The Chain Rule. Suppose ${f}$ and ${g}$ are functions. For all ${x}$ in the domain of ${g}$ for which ${g}$ is differentiable at ${x}$ and ${f}$ is differentiable at ${g(x),}$ the derivative of the composite function ${h(x) = (f \circ g)(x) = f(g(x))}$ is given by:
$h'(x) = f'(g(x))g'(x)$

Alternatively, if ${y}$ is a function of ${u,}$ and ${u}$ is a function of ${x,}$ then:

\dfrac{dy}{dx} = \dfrac{dy}{du} \cdot \dfrac{du}{dx}

Once more we see that the chain rule applies even when ${k = 0.}$ This proves that the chain rule applies in general. Having proved the chain rule, we can now see that we can rest easy succumbing to our previous temptation:

\dfrac{dy}{\cancel{du}} \cdot \dfrac{\cancel{du}}{dx} = \dfrac{dy}{dx}

This is because the chain rule can be expressed by the formula:

\dfrac{d(f \circ g)}{dx} = \dfrac{df}{du} \cdot \dfrac{du}{dx}

With the chain rule, derivatives of composite functions behave as if we could cancel ${du.}$ For example, suppose we're asked to compute the following derivative:

\dfrac{d}{dx} (3x^2 - 4)^{100}

We can compute this derivative quickly with the chain rule. First, we need the two terms, ${\dfrac{dy}{du}}$ and ${\dfrac{du}{dx}.}$ The variable ${u}$ embodies the outer function. ${u = 3x^2 - 4.}$ Thus:

\begin{aligned} \dfrac{d}{dx} (3x^2 - 4)^{100} &= \dfrac{dy}{du} \cdot \dfrac{du}{dx} \\[1em] &= \dfrac{d}{du}(u^{100}) \cdot \dfrac{d}{dx}(3x^2 - 4) \\[1em] &= 100u^{99} \cdot 6x \\[1em] &= 100(3x^2 - 4)^{99} \cdot 6x \\[1em] &= 600x(3x^2 - 4)^{99} \end{aligned}

Higher-order Derivatives

The mathematician Hugo Rossi famously quipped, “In the fall of 1972, President Nixon announced that the rate of increase of inflation was decreasing. This was the first time a sitting president used the third derivative to advance his case for reelection.” What is this third derivative? It's simply a derivative of a derivative — a higher-order derivative.

Higher derivatives are denoted ordinally. I.e., the “second derivative,” the “third derivative,” etc.
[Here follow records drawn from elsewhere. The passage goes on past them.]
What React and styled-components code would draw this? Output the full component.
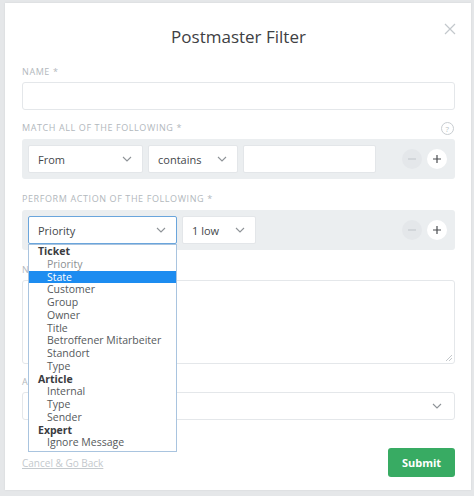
import React from "react";
import styled, { createGlobalStyle } from "styled-components";

const GlobalStyle = createGlobalStyle`
  html, body {
    margin: 0;
    padding: 0;
    background: #e5e7e9;
    font-family: "Open Sans", "Noto Sans", sans-serif;
  }
`;

const Page = styled.div`
  padding: 3px 3px 6px 5px;
`;

const Modal = styled.div`
  position: relative;
  width: 466px;
  height: 487px;
  box-sizing: border-box;
  background: #fff;
  padding: 22px 16px 13px 17px;
  box-shadow: 0 0 2px rgba(0, 0, 0, 0.08);
  display: flex;
  flex-direction: column;
`;

const Close = styled.button`
  position: absolute;
  top: 19px;
  right: 14px;
  width: 14px;
  height: 14px;
  padding: 0;
  border: 0;
  background: none;
`;

const Title = styled.h1`
  margin: 0;
  text-align: center;
  font-size: 17px;
  line-height: 24px;
  font-weight: 400;
  color: #3e4043;
`;

const Label = styled.div`
  margin-top: ${(p) => p.$top}px;
  font-size: 9px;
  line-height: 14px;
  letter-spacing: 0.6px;
  text-transform: uppercase;
  color: #b2b8bd;
  display: flex;
  justify-content: space-between;
  align-items: center;
`;

const Help = styled.span`
  width: 11px;
  height: 11px;
  border: 1px solid #c8cdd1;
  border-radius: 50%;
  font-size: 8px;
  line-height: 11px;
  text-align: center;
  color: #b9bfc4;
  margin-right: 1px;
`;

const Input = styled.div`
  margin-top: 3px;
  height: ${(p) => p.$h || 28}px;
  box-sizing: border-box;
  border: 1px solid #e4e7ea;
  border-radius: 3px;
  background: #fff;
  position: relative;
  display: flex;
  align-items: center;
  padding: 0 12px 0 14px;
  justify-content: flex-end;
  font-size: 11px;
  color: #6b6f73;
`;

const Panel = styled.div`
  margin-top: 4px;
  background: #ebeef0;
  border-radius: 3px;
  padding: 6px 8px 6px 6px;
  display: flex;
  align-items: center;
  gap: 5px;
  position: relative;
`;

const Select = styled.div`
  width: ${(p) => p.$w}px;
  height: 28px;
  box-sizing: border-box;
  background: #fff;
  border: 1px solid ${(p) => (p.$focus ? "#6aa5dc" : "#e3e6e9")};
  border-radius: 2px;
  display: flex;
  align-items: center;
  justify-content: space-between;
  padding: 0 10px 0 9px;
  font-size: 11px;
  color: #45484b;
`;

const TextBox = styled.div`
  width: 133px;
  height: 28px;
  box-sizing: border-box;
  background: #fff;
  border: 1px solid #e3e6e9;
  border-radius: 2px;
`;

const Spacer = styled.div`
  flex: 1;
`;

const Round = styled.span`
  width: 20px;
  height: 20px;
  border-radius: 50%;
  background: ${(p) => (p.$dim ? "#e4e7ea" : "#fff")};
  color: ${(p) => (p.$dim ? "#c6cbcf" : "#4a4d50")};
  display: flex;
  align-items: center;
  justify-content: center;
`;

const Buttons = styled.div`
  display: flex;
  gap: 5px;
`;

const Dropdown = styled.div`
  position: absolute;
  left: 6px;
  top: 34px;
  width: 149px;
  box-sizing: border-box;
  background: #fff;
  border: 1px solid #a9c4df;
  padding: 0 0 2px;
  z-index: 5;
`;

const Option = styled.div`
  height: 12.75px;
  line-height: 12.75px;
  font-size: 10.5px;
  padding-left: ${(p) => (p.$group ? 9 : 18)}px;
  font-weight: ${(p) => (p.$group ? 700 : 400)};
  color: ${(p) =>
    p.$active ? "#fff" : p.$group ? "#3a3c3f" : p.$dim ? "#8b8f93" : "#55595c"};
  background: ${(p) => (p.$active ? "#1d8cf0" : "transparent")};
  white-space: nowrap;
`;

const Grip = styled.svg`
  position: absolute;
  right: 2px;
  bottom: 2px;
`;

const Footer = styled.div`
  margin-top: auto;
  display: flex;
  justify-content: space-between;
  align-items: center;
`;

const CancelLink = styled.a`
  font-size: 10px;
  color: #c4c9cd;
  text-decoration: underline;
`;

const Submit = styled.button`
  width: 67px;
  height: 29px;
  border: 0;
  border-radius: 3px;
  background: #38ab63;
  color: #fff;
  font-family: inherit;
  font-size: 11px;
  font-weight: 700;
`;

const Chevron = () => (
  <svg width="10" height="6" viewBox="0 0 10 6">
    <path d="M1 1l4 4 4-4" fill="none" stroke="#8e9397" strokeWidth="1.1" />
  </svg>
);

const Minus = () => (
  <Round $dim>
    <svg width="8" height="8" viewBox="0 0 8 8">
      <path d="M0 4h8" stroke="currentColor" strokeWidth="1.2" />
    </svg>
  </Round>
);

const Plus = () => (
  <Round>
    <svg width="8" height="8" viewBox="0 0 8 8">
      <path d="M0 4h8M4 0v8" stroke="currentColor" strokeWidth="1.2" />
    </svg>
  </Round>
);

const options = [
  { t: "Ticket", g: true },
  { t: "Priority", d: true },
  { t: "State", a: true },
  { t: "Customer" },
  { t: "Group" },
  { t: "Owner" },
  { t: "Title" },
  { t: "Betroffener Mitarbeiter" },
  { t: "Standort" },
  { t: "Type" },
  { t: "Article", g: true },
  { t: "Internal" },
  { t: "Type" },
  { t: "Sender" },
  { t: "Expert", g: true },
  { t: "Ignore Message" },
];

const App = () => (
  <Page>
    <GlobalStyle />
    <Modal>
      <Close>
        <svg width="14" height="14" viewBox="0 0 14 14">
          <path d="M2 2l10 10M12 2L2 12" stroke="#c3c8cc" strokeWidth="1.2" />
        </svg>
      </Close>
      <Title>Postmaster Filter</Title>

      <Label $top={16}>Name *</Label>
      <Input />

      <Label $top={11}>
        Match all of the following *
        <Help>?</Help>
      </Label>
      <Panel>
        <Select $w={115}>
          From <Chevron />
        </Select>
        <Select $w={90}>
          contains <Chevron />
        </Select>
        <TextBox />
        <Spacer />
        <Buttons>
          <Minus />
          <Plus />
        </Buttons>
      </Panel>

      <Label $top={13}>Perform action of the following *</Label>
      <Panel>
        <Select $w={149} $focus>
          Priority <Chevron />
        </Select>
        <Select $w={74}>
          1 low <Chevron />
        </Select>
        <Spacer />
        <Buttons>
          <Minus />
          <Plus />
        </Buttons>
        <Dropdown>
          {options.map((o, i) => (
            <Option key={i} $group={o.g} $active={o.a} $dim={o.d}>
              {o.t}
            </Option>
          ))}
        </Dropdown>
      </Panel>

      <Label $top={13}>Note</Label>
      <Input $h={84}>
        <Grip width="7" height="7" viewBox="0 0 7 7">
          <path d="M1 7l6-6M4 7l3-3" stroke="#b5babe" strokeWidth="0.8" />
        </Grip>
      </Input>

      <Label $top={11}>Active *</Label>
      <Input>
        <Chevron />
      </Input>

      <Footer>
        <CancelLink>Cancel &amp; Go Back</CancelLink>
        <Submit>Submit</Submit>
      </Footer>
    </Modal>
  </Page>
);

export default App;
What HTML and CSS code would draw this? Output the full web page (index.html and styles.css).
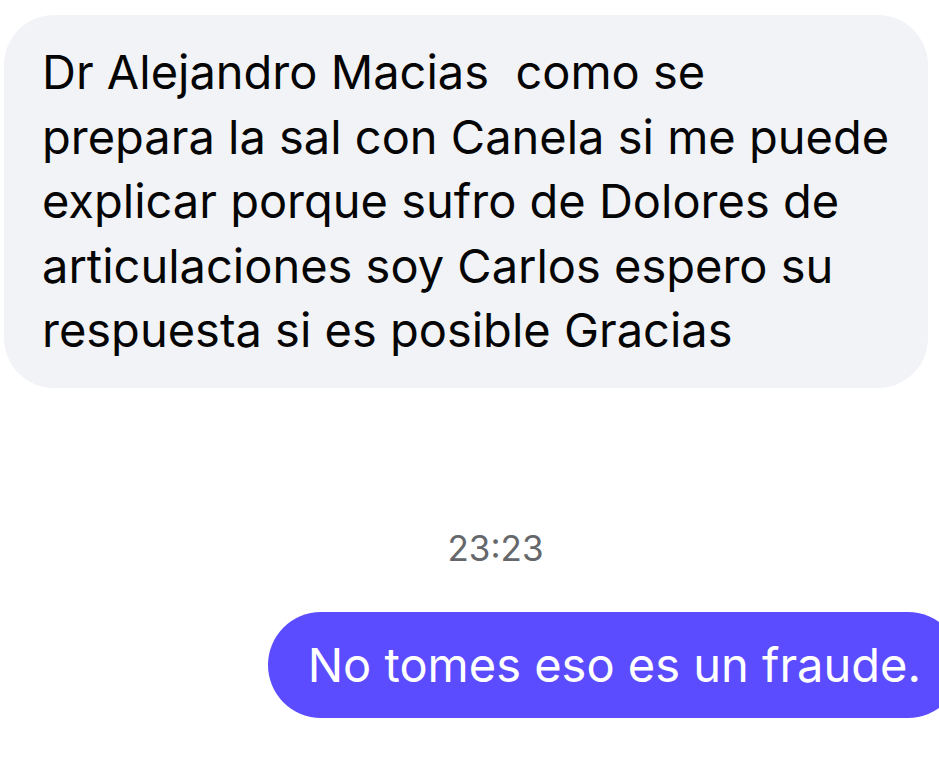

For example, velocity is the first derivative of the position vector with respect to time, representing the change in an object's position over time. Acceleration is the second derivative of the position vector with respect to time, representing the moving object's change in velocity (e.g., how fast does this car go from 0mph to 100mph?). Jerk is the third derivative of the position vector with respect to time, representing the change in acceleration. Somewhat humorously and non-standardized: A snap is the fourth derivative representing the change in jerk. Crackle is the fifth derivative representing the change in snap. Pop is the sixth derivative representing the change in crackle.

The rules we've covered thus far equally apply to the computation of higher-order derivatives. For example, given ${u(x) = \sin x,}$ the first derivative is ${u' = \cos x.}$ The second derivative is ${(u')' = (\cos x)' = - \sin x.}$

There are several forms of notation for higher derivatives:

${f'(x) \equiv D f \equiv \dfrac{df}{dx} \equiv \dfrac{d}{dx} f}$
${f''(x) \equiv D^2 f \equiv \dfrac{d^2f}{dx^2} \equiv (\dfrac{d}{dx})^2 f}$
${f'''(x) \equiv D^3 f \equiv \dfrac{d^3f}{dx^3} \equiv (\dfrac{d}{dx})^3 f}$
${f^{(n)}(x) \equiv D^n f \equiv \dfrac{d^nf}{dx^n} \equiv (\dfrac{d}{dx})^n f}$

The symbols ${D}$ and ${\dfrac{d}{dx}}$ are operators we can apply to functions. Applying such operators, the derivative of the function is returned.